Imagine a hotel where your bed monitors your sleeping patterns and adjusts the environment to provide the ultimate night’s sleep. Or where your guest room is on wheels: a driverless RV fitted out by your favourite hotel chain to traverse the great outdoors, stopping at partner hotels along your route for housekeeping and dips in the hotel pool. Need more towels? Your robotic butler will be right there.
These ideas may sound fantastical, but the technology to develop them is already here and it’s set to transform hotels and the way we use them after the coronavirus pandemic.
So says US design and development firm The Gettys Group’s chief innovation officer, Ron Swidler, and the 1,000 hotel executives and 70,000 travellers who evaluated the findings of the group’s global think tank, Hotel of Tomorrow.

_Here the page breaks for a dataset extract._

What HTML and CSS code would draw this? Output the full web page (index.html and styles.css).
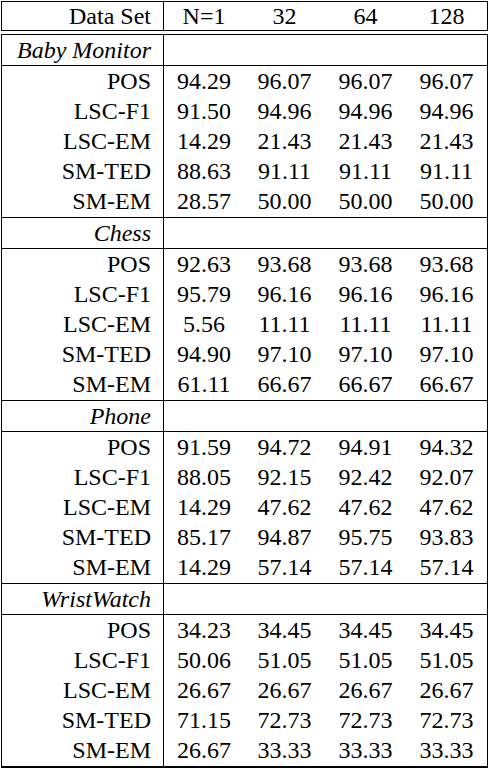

“We’re not inventing all-new technologies,” says Swidler. “They exist in other forms. We’re just trying to apply them to the hospitality industry and think of ways that would enhance a future guest experience.”

Swidler, who is based in Chicago, will discuss the project on June 23 in a Global Conversation on Hospitality panel that is part of Hong Kong’s Knowledge of Design Week (KODW).